In both cases, the ending of time comes at the point when common virtue, morality and belief appear at their lowest ebb. Moreover, in The Last Battle, Time appears personified, as a giant, who awakes on the day that the world ends to literally extinguish it. The passage of time is decay, and Time itself comes to end all things, as a form of cleansing process.

Lewis’ world also makes much of prophecy, in a similar way to the Bible, the Old Testament in particular. This gives the impression of everything happening at its appointed time – that time is somehow pre-planned and stationary. This fatalistic approach adds to the conception that time is beyond terrestrial control – that it, in fact, is more the controller, as well as the destroyer.
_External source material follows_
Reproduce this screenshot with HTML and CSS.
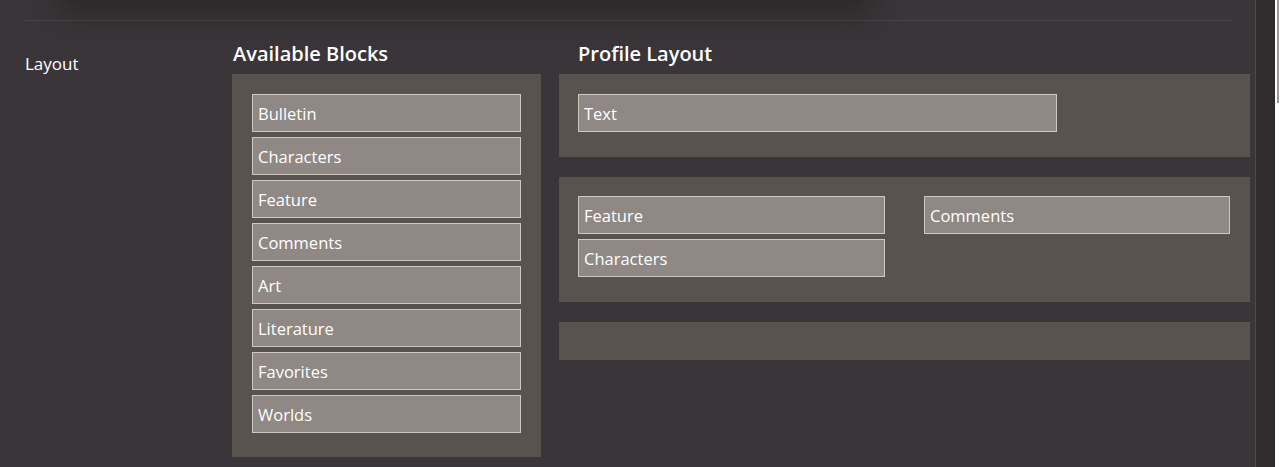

These two literary examples, while they certainly do not fit into the historiographical canon, do demonstrate the way in which western writers and audiences perceive time. Both deal with the fantastic and other-worldly, having characters cross over from a world recognisable as our own to another where the rules of time are not quite the same. In this new setting, time is treated as a character in itself, highlighting its role within the wider world and, by extension, within history. Though there are many other examples like this in western literature, these two in particular exemplify the type, and depict what seems to be a quite traditional and Christian perspective on time.